Mais nous allons voir que les droits de retour légaux sont source d’incertitudes (I) ce qui
explique le recours fréquent au droit de retour conventionnel (II).
Après cette présentation des droits de retour légaux, nous allons voir les incertitudes
quant à leur mise en œuvre.
Pour compenser la primauté du conjoint survivant sur les collatéraux privilégiés depuis la
loi de 2001, le législateur a institué à leur profit un droit sur les biens que le défunt avait
reçus de leur auteur commun par donation ou succession. Ce droit de retour présente la
particularité d’être limité à la moitié seulement des biens d’origine familiale. Cependant,
plusieurs incertitudes apparaissent lors d’une étude approfondie de ces droits.
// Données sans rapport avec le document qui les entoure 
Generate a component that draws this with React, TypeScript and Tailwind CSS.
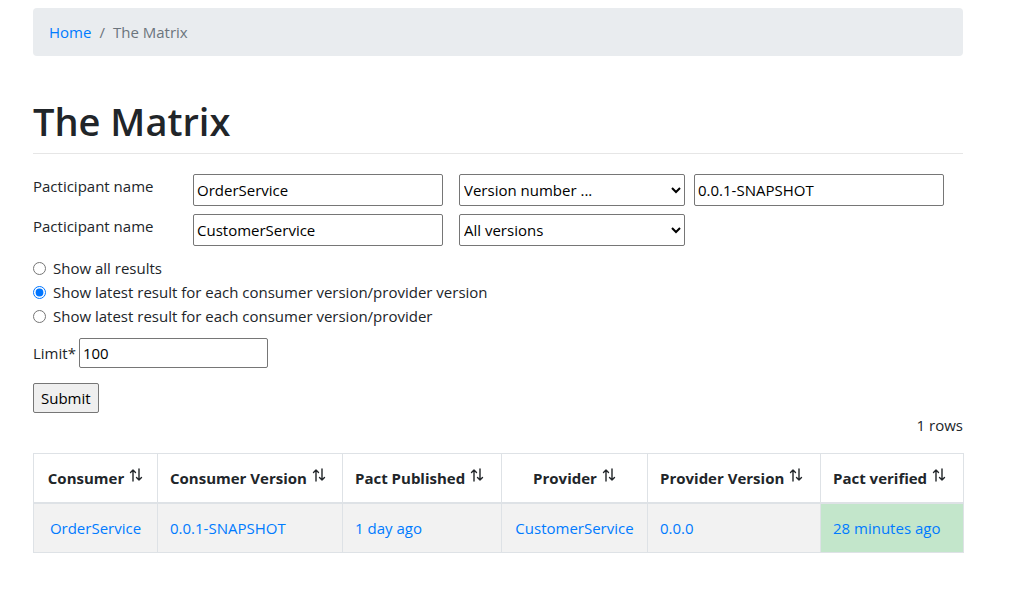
const inputCls =
    "h-8 border border-[#767676] rounded-[2px] bg-white px-[3px] text-[15px] text-black outline-none";
const selectCls =
    "h-8 border border-[#767676] rounded-[2px] bg-white pl-0 pr-1 text-[15px] text-black outline-none";

function SortIcon() {
    return (
        <svg width="14" height="14" viewBox="0 0 14 14" className="inline-block ml-[5px] -mt-[10px] align-middle">
            <g fill="none" stroke="#212529" strokeWidth="1.4" strokeLinecap="round" strokeLinejoin="round">
                <path d="M4 13V2M1.5 4.5L4 2l2.5 2.5" />
                <path d="M10 1v11M7.5 9.5L10 12l2.5-2.5" />
            </g>
        </svg>
    );
}

const columns = [
    { label: "Consumer", width: "w-[124px]", center: true },
    { label: "Consumer Version", width: "w-[185px]", center: false },
    { label: "Pact Published", width: "w-[159px]", center: false },
    { label: "Provider", width: "w-[146px]", center: true },
    { label: "Provider Version", width: "w-[173px]", center: false },
    { label: "Pact verified", width: "w-[143px]", center: false },
];

const row = ["OrderService", "0.0.1-SNAPSHOT", "1 day ago", "CustomerService", "0.0.0", "28 minutes ago"];

export default function App() {
    return (
        <div
            className="min-h-screen bg-white text-[15px] leading-6 text-[#212529]"
            style={{ fontFamily: '"Open Sans", sans-serif' }}
        >
            <div className="ml-[33px] w-[930px] pt-2">
                {/* breadcrumb */}
                <nav className="flex h-[48px] items-center rounded bg-[#e9ecef] px-4">
                    <a className="text-[#007bff]">Home</a>
                    <span className="px-2 text-[#6c757d]">/</span>
                    <span className="text-[#6c757d]">The Matrix</span>
                </nav>

                <h1 className="mt-[42px] text-[38px] font-semibold leading-[47px]">The Matrix</h1>
                <div className="mt-[8px] border-t border-[#e6e6e6]" />

                <form className="mt-[20px]">
                    <div className="flex flex-col gap-2">
                        <div className="flex items-start">
                            <label className="w-[160px]">Pacticipant name</label>
                            <input className={`${inputCls} w-[250px]`} defaultValue="OrderService" />
                            <select className={`${selectCls} ml-4 w-[226px]`} defaultValue="version">
                                <option value="version">Version number ...</option>
                                <option value="all">All versions</option>
                            </select>
                            <input className={`${inputCls} ml-[9px] w-[250px]`} defaultValue="0.0.1-SNAPSHOT" />
                        </div>
                        <div className="flex items-start">
                            <label className="w-[160px]">Pacticipant name</label>
                            <input className={`${inputCls} w-[250px]`} defaultValue="CustomerService" />
                            <select className={`${selectCls} ml-4 w-[226px]`} defaultValue="all">
                                <option value="version">Version number ...</option>
                                <option value="all">All versions</option>
                            </select>
                        </div>
                    </div>

                    <div className="mt-[10px] flex flex-col">
                        {[
                            "Show all results",
                            "Show latest result for each consumer version/provider version",
                            "Show latest result for each consumer version/provider",
                        ].map((t, i) => (
                            <label key={t} className="flex h-6 items-center gap-[7px]">
                                <input type="radio" name="latest" defaultChecked={i === 1} className="m-0 h-[13px] w-[13px]" />
                                <span>{t}</span>
                            </label>
                        ))}
                    </div>

                    <div className="mt-[10px] flex items-center gap-[3px]">
                        <label>Limit*</label>
                        <input className={`${inputCls} h-[30px] w-[189px]`} defaultValue="100" />
                    </div>

                    <button
                        type="button"
                        className="mt-[15px] h-[30px] rounded-[2px] border border-[#767676] bg-[#efefef] px-[7px] text-[15px] text-black"
                    >
                        Submit
                    </button>
                </form>

                <div className="text-right">1 rows</div>

                <table className="mt-4 w-[929px] table-fixed border-collapse">
                    <thead>
                        <tr>
                            {columns.map(c => (
                                <th
                                    key={c.label}
                                    className={`${c.width} border border-b-2 border-[#dee2e6] px-3 py-3 font-bold ${c.center ? "text-center" : "text-left"}`}
                                >
                                    {c.label}
                                    <SortIcon />
                                </th>
                            ))}
                        </tr>
                    </thead>
                    <tbody>
                        <tr className="bg-[#f2f2f2]">
                            {row.map((v, i) => (
                                <td
                                    key={i}
                                    className={`border border-[#dee2e6] px-3 py-3 text-[#007bff] ${columns[i].center ? "text-center" : "text-left"} ${i === 5 ? "bg-[#c3e6cb]" : ""}`}
                                >
                                    <a>{v}</a>
                                </td>
                            ))}
                        </tr>
                    </tbody>
                </table>
            </div>
        </div>
    );
}
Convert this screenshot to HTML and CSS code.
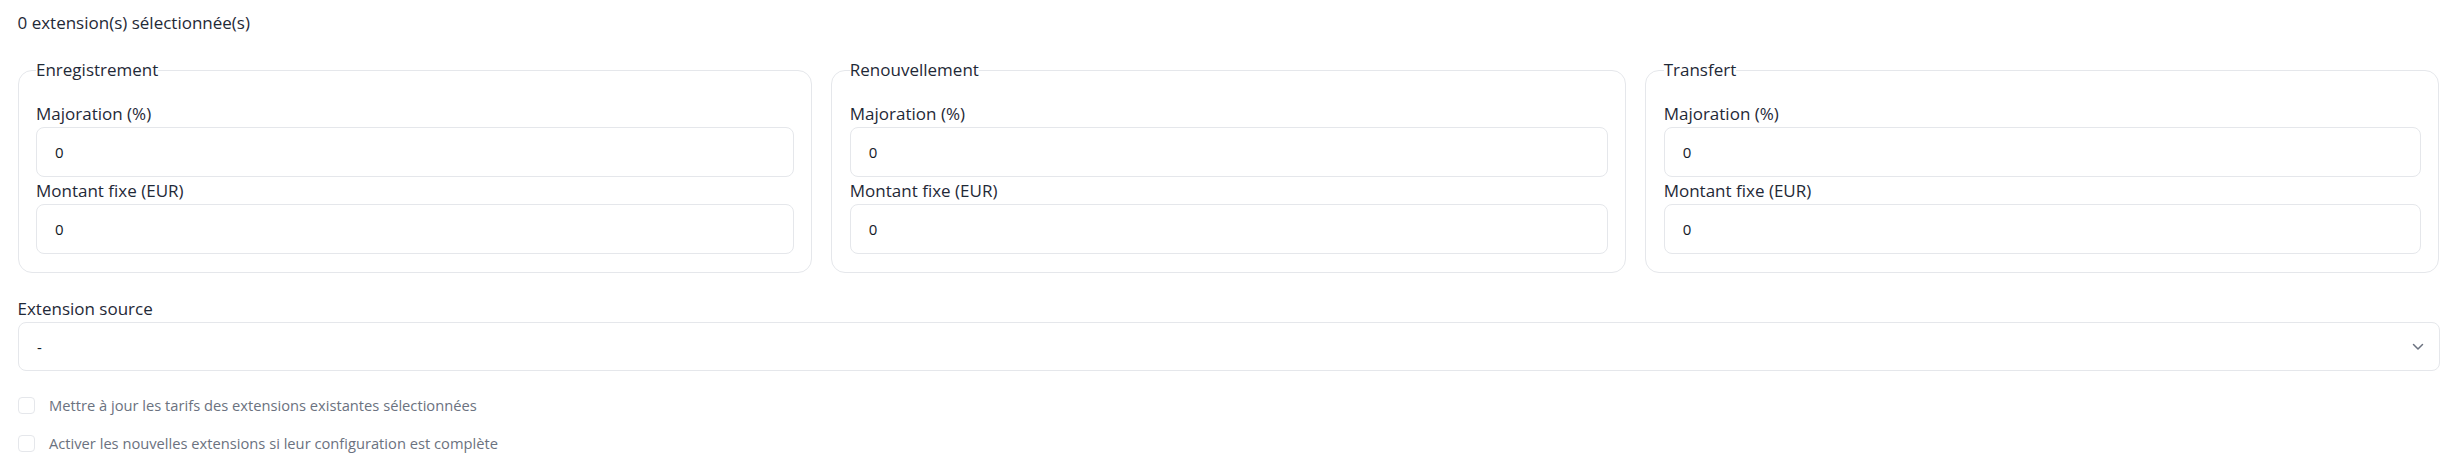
FILE: index.html
```html
<!DOCTYPE html>
<html lang="fr">
<head>
<meta charset="utf-8">
<title>Extensions</title>
<link rel="stylesheet" href="styles.css">
</head>
<body>
<div class="page">
  <div class="count">0 extension(s) sélectionnée(s)</div>
  <div class="groups">
    <fieldset class="group">
      <legend>Enregistrement</legend>
      <label class="field-label">Majoration (%)</label>
      <div class="input">0</div>
      <label class="field-label">Montant fixe (EUR)</label>
      <div class="input">0</div>
    </fieldset>
    <fieldset class="group">
      <legend>Renouvellement</legend>
      <label class="field-label">Majoration (%)</label>
      <div class="input">0</div>
      <label class="field-label">Montant fixe (EUR)</label>
      <div class="input">0</div>
    </fieldset>
    <fieldset class="group">
      <legend>Transfert</legend>
      <label class="field-label">Majoration (%)</label>
      <div class="input">0</div>
      <label class="field-label">Montant fixe (EUR)</label>
      <div class="input">0</div>
    </fieldset>
  </div>
  <label class="field-label source-label">Extension source</label>
  <div class="select">
    <span class="select-value">-</span>
    <svg class="chevron" width="12" height="8" viewBox="0 0 12 8" aria-hidden="true"><path d="M1.5 1.5 L6 6 L10.5 1.5" fill="none" stroke="#6b7280" stroke-width="1.5" stroke-linecap="round" stroke-linejoin="round"/></svg>
  </div>
  <div class="checks">
    <label class="check"><span class="box"></span><span class="check-text">Mettre à jour les tarifs des extensions existantes sélectionnées</span></label>
    <label class="check"><span class="box"></span><span class="check-text">Activer les nouvelles extensions si leur configuration est complète</span></label>
  </div>
</div>
</body>
</html>
```
FILE: styles.css
```css
html, body {
  margin: 0;
  padding: 0;
  background: #ffffff;
}
body {
  font-family: "Open Sans", "Noto Sans", "Liberation Sans", sans-serif;
  color: #1f2937;
}
.page {
  padding: 10px 17.5px 0 17.5px;
}
.count {
  font-size: 17px;
  line-height: 26px;
  margin-bottom: 21px;
}
.groups {
  display: grid;
  grid-template-columns: repeat(3, 1fr);
  gap: 19.5px;
}
.group {
  margin: 0;
  min-width: 0;
  border: 1px solid #e5e7eb;
  border-radius: 14px;
  padding: 17px 17px 17.5px 17.5px;
}
.group legend {
  padding: 0;
  font-size: 17px;
  line-height: 26px;
  color: #1f2937;
}
.field-label {
  display: block;
  font-size: 17px;
  line-height: 27px;
  color: #1f2937;
}
.input {
  box-sizing: border-box;
  height: 50px;
  border: 1px solid #e5e7eb;
  border-radius: 8px;
  padding: 0 18px;
  display: flex;
  align-items: center;
  font-size: 15px;
  color: #111827;
}
.source-label {
  margin-top: 22.5px;
}
.select {
  box-sizing: border-box;
  height: 49px;
  border: 1px solid #e5e7eb;
  border-radius: 8px;
  padding: 0 15px 0 18.5px;
  display: flex;
  align-items: center;
  justify-content: space-between;
  font-size: 15px;
  color: #111827;
}
.chevron {
  display: block;
}
.checks {
  margin-top: 21px;
  display: flex;
  flex-direction: column;
  gap: 12px;
}
.check {
  display: flex;
  align-items: center;
  height: 26px;
  gap: 14.5px;
}
.box {
  box-sizing: border-box;
  width: 17px;
  height: 17px;
  border: 1px solid #e5e7eb;
  border-radius: 4px;
  background: #ffffff;
  flex: none;
}
.check-text {
  font-size: 14.7px;
  color: #6b7280;
}
```
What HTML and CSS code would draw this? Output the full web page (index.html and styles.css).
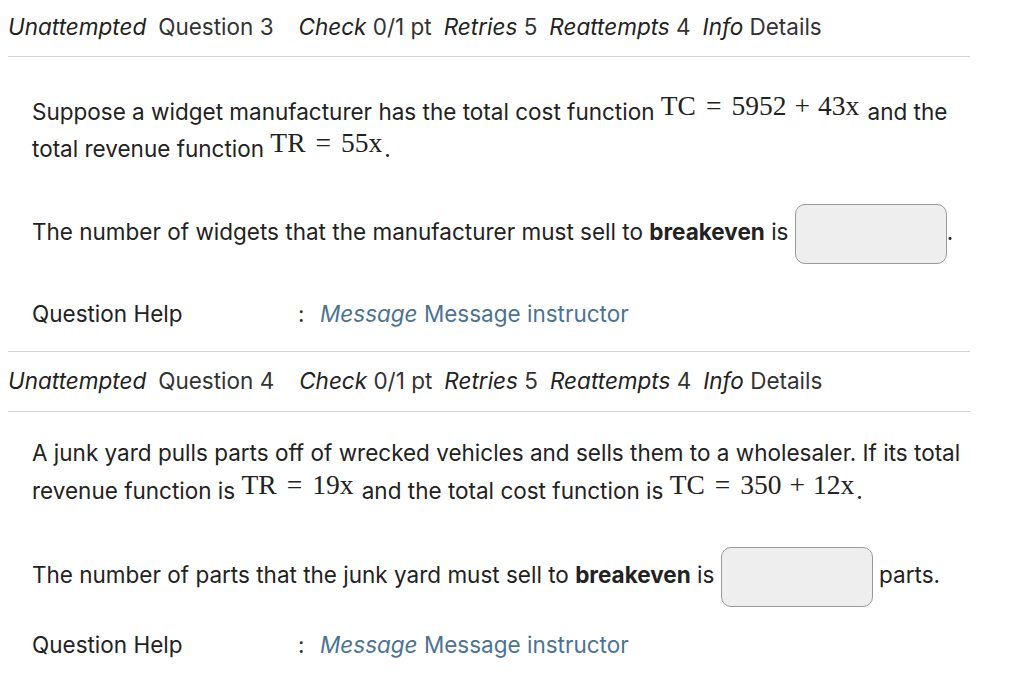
FILE: index.html
```html
<!DOCTYPE html>
<html>
<head>
<meta charset="utf-8">
<link rel="stylesheet" href="styles.css">
</head>
<body>
<div class="page">
  <section class="question">
    <div class="qhead">
      <i class="item">Unattempted</i>
      <span class="item">Question 3</span>
      <span class="item wide"><i>Check</i> 0/1 pt</span>
      <span class="item"><i>Retries</i> 5</span>
      <span class="item"><i>Reattempts</i> 4</span>
      <span class="item"><i>Info</i> Details</span>
    </div>
    <div class="qbody first">
      <p class="text">Suppose a widget manufacturer has the total cost function <span class="math">TC<span class="rel">=</span>5952<span class="bin">+</span>43x</span> and the total revenue function <span class="math">TR<span class="rel">=</span>55x</span>.</p>
      <p class="text answer">The number of widgets that the manufacturer must sell to <b>breakeven</b> is <span class="input"></span>.</p>
      <div class="help help-first">
        <span class="help-label">Question Help</span>
        <span class="help-colon">:</span>
        <a class="help-link"><i>Message</i> Message instructor</a>
      </div>
    </div>
  </section>
  <section class="question">
    <div class="qhead">
      <i class="item">Unattempted</i>
      <span class="item">Question 4</span>
      <span class="item wide"><i>Check</i> 0/1 pt</span>
      <span class="item"><i>Retries</i> 5</span>
      <span class="item"><i>Reattempts</i> 4</span>
      <span class="item"><i>Info</i> Details</span>
    </div>
    <div class="qbody second">
      <p class="text">A junk yard pulls parts off of wrecked vehicles and sells them to a wholesaler. If its total revenue function is <span class="math">TR<span class="rel">=</span>19x</span> and the total cost function is <span class="math">TC<span class="rel">=</span>350<span class="bin">+</span>12x</span>.</p>
      <p class="text answer">The number of parts that the junk yard must sell to <b>breakeven</b> is <span class="input"></span> parts.</p>
      <div class="help help-second">
        <span class="help-label">Question Help</span>
        <span class="help-colon">:</span>
        <a class="help-link"><i>Message</i> Message instructor</a>
      </div>
    </div>
  </section>
</div>
</body>
</html>
```

FILE: styles.css
```css
html, body {
  margin: 0;
  padding: 0;
  background: #ffffff;
}
body {
  padding: 8px;
  font-family: Inter, "Liberation Sans", sans-serif;
  font-size: 22.5px;
  color: #222222;
}
.page {
  width: 962px;
}
.qhead {
  display: flex;
  align-items: center;
  height: 38px;
  line-height: 38px;
  padding-bottom: 10px;
  border-bottom: 1px solid #d4d4d4;
  color: #333333;
  white-space: nowrap;
}
.question + .question .qhead {
  padding-top: 10px;
  padding-bottom: 11px;
}
.qhead i {
  color: #222222;
}
.item {
  margin-right: 12px;
}
.item.wide {
  margin-left: 13px;
}
.qbody {
  padding-left: 24px;
  border-bottom: 1px solid #d4d4d4;
}
.question:last-child .qbody {
  border-bottom: none;
}
.text {
  margin: 0;
  line-height: 37px;
}
.qbody.second .text {
  line-height: 38px;
}
.qbody.first .text:first-child {
  padding-top: 36px;
}
.qbody.second .text:first-child {
  padding-top: 22px;
}
.answer {
  margin-top: 37px;
}
.qbody.second .answer {
  margin-top: 37px;
}
.math {
  font-family: "Liberation Serif", "Times New Roman", serif;
  font-size: 27.5px;
  line-height: 0;
  vertical-align: 5px;
  margin-right: 2px;
}
.rel {
  margin: 0 10px;
}
.bin {
  margin: 0 8px;
}
.input {
  display: inline-block;
  box-sizing: border-box;
  width: 152px;
  height: 60px;
  border: 1px solid #9a9a9a;
  border-radius: 10px;
  background: #eeeeee;
  vertical-align: middle;
}
.help {
  display: flex;
  align-items: center;
  line-height: 37px;
}
.help-first {
  padding-top: 31px;
  padding-bottom: 19px;
}
.help-second {
  padding-top: 19px;
}
.help-label {
  width: 266px;
  color: #222222;
}
.help-colon {
  width: 22px;
  color: #333333;
}
.help-link {
  color: #4b7394;
}
```
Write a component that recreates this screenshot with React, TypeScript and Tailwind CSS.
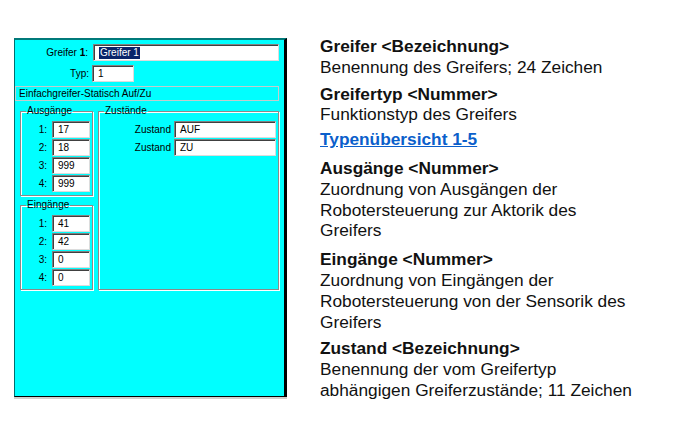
import React from "react";

const inputCls =
  "h-[17px] bg-white border border-t-[#808080] border-l-[#808080] border-r-[#dcdcdc] border-b-[#dcdcdc] shadow-[inset_1px_1px_0_#404040] flex items-center pl-[5px] text-[10px] leading-none text-black";

function Field({ w, value }: { w: string; value: string }) {
  return <div className={`${inputCls} ${w}`}>{value}</div>;
}

function NumRow({ label, value }: { label: string; value: string }) {
  return (
    <div className="flex items-center h-[17px]">
      <div className="w-[26px] text-right">{label}</div>
      <div className="w-[5px]" />
      <Field w="w-[38px]" value={value} />
    </div>
  );
}

function Group({
  title,
  className,
  children,
}: {
  title: string;
  className: string;
  children: React.ReactNode;
}) {
  return (
    <fieldset
      className={`border border-[#8a8a8a] shadow-[1px_1px_0_#ffffff,inset_1px_1px_0_#ffffff] m-0 p-0 ${className}`}
    >
      <legend className="ml-[5px] px-[1px] text-[10px] leading-[12px]">{title}</legend>
      {children}
    </fieldset>
  );
}

export default function App() {
  return (
    <div className="w-[682px] h-[437px] bg-white flex font-['Liberation_Sans',Arial,sans-serif]">
      {/* Dialog panel */}
      <div className="ml-[14px] mt-[38px] w-[273px] h-[361px] flex flex-col">
        <div className="w-[273px] h-[359px] bg-[#00ffff] border-l border-t-2 border-l-[#006f6f] border-t-[#007a7a] border-r-[3px] border-r-black border-b border-b-black text-[10px] text-black flex flex-col">
          {/* Row 1 */}
          <div className="mt-[4px] flex items-center h-[17px]">
            <div className="w-[73px] text-right">
              Greifer <span className="font-bold">1</span>:
            </div>
            <div className="w-[5px]" />
            <div className={`${inputCls} w-[186px]`}>
              <span className="bg-[#0a246a] text-white px-[1px] leading-[12px]">Greifer 1</span>
            </div>
          </div>
          {/* Row 2 */}
          <div className="mt-[4px] flex items-center h-[17px]">
            <div className="w-[74px] text-right">Typ:</div>
            <div className="w-[3px]" />
            <Field w="w-[42px]" value="1" />
          </div>
          {/* Row 3 */}
          <div className="mt-[4px] w-[264px] h-[15px] border border-[#c4cccc] flex items-center pl-[3px]">
            Einfachgreifer-Statisch Auf/Zu
          </div>
          {/* Row 4 */}
          <div className="mt-[4px] flex">
            <div className="ml-[5px] flex flex-col">
              <Group title="Ausgänge" className="w-[73px] h-[91px]">
                <div className="mt-[4px] flex flex-col gap-[1px]">
                  <NumRow label="1:" value="17" />
                  <NumRow label="2:" value="18" />
                  <NumRow label="3:" value="999" />
                  <NumRow label="4:" value="999" />
                </div>
              </Group>
              <Group title="Eingänge" className="mt-[3px] w-[73px] h-[91px]">
                <div className="mt-[4px] flex flex-col gap-[1px]">
                  <NumRow label="1:" value="41" />
                  <NumRow label="2:" value="42" />
                  <NumRow label="3:" value="0" />
                  <NumRow label="4:" value="0" />
                </div>
              </Group>
            </div>
            <Group title="Zustände" className="ml-[5px] w-[181px] h-[185px]">
              <div className="mt-[4px] flex flex-col gap-[1px]">
                <div className="flex items-center h-[17px]">
                  <div className="w-[72px] text-right">Zustand</div>
                  <div className="w-[3px]" />
                  <Field w="w-[102px]" value="AUF" />
                </div>
                <div className="flex items-center h-[17px]">
                  <div className="w-[72px] text-right">Zustand</div>
                  <div className="w-[3px]" />
                  <Field w="w-[102px]" value="ZU" />
                </div>
              </div>
            </Group>
          </div>
        </div>
        <div className="w-[273px] h-[2px] bg-[#d0d0cc]" />
      </div>

      {/* Description column */}
      <div className="ml-[33px] mt-[36px] flex flex-col text-[17.3px] leading-[20.8px] text-[#111111]">
        <div>
          <div className="font-bold">Greifer &lt;Bezeichnung&gt;</div>
          <div>Benennung des Greifers; 24 Zeichen</div>
        </div>
        <div className="mt-[6px]">
          <div className="font-bold">Greifertyp &lt;Nummer&gt;</div>
          <div>Funktionstyp des Greifers</div>
        </div>
        <div className="mt-[4px]">
          <a className="font-bold text-[#0b5fcb] underline">Typenübersicht 1-5</a>
        </div>
        <div className="mt-[8px]">
          <div className="font-bold">Ausgänge &lt;Nummer&gt;</div>
          <div>Zuordnung von Ausgängen der</div>
          <div>Robotersteuerung zur Aktorik des</div>
          <div>Greifers</div>
        </div>
        <div className="mt-[8px]">
          <div className="font-bold">Eingänge &lt;Nummer&gt;</div>
          <div>Zuordnung von Eingängen der</div>
          <div>Robotersteuerung von der Sensorik des</div>
          <div>Greifers</div>
        </div>
        <div className="mt-[6px]">
          <div className="font-bold">Zustand &lt;Bezeichnung&gt;</div>
          <div>Benennung der vom Greifertyp</div>
          <div>abhängigen Greiferzustände; 11 Zeichen</div>
        </div>
      </div>
    </div>
  );
}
De façon moins radicale, il se peut que le bien familial, quoique se retrouvant en nature
dans la succession, ait subi des modifications du chef du gratifié. Cette situation est
génératrice d’incertitudes. Peut-on encore dire que le bien se retrouve « en nature » dans
la succession ? On peut se demander à partir de quel degré de transformation il y aura
dénaturation du bien le rendant impropre à figurer dans la succession anomale. Et si ce
degré n’est pas atteint, qui profitera ou pâtira des plus ou moins values advenues sur le
bien entre le moment de son acquisition à titre gratuit et le décès du gratifié ? Des
matériaux incorporés dans une construction cessent d’exister en tant que choses
indépendantes et dans la succession on retrouvera une construction et non des matériaux.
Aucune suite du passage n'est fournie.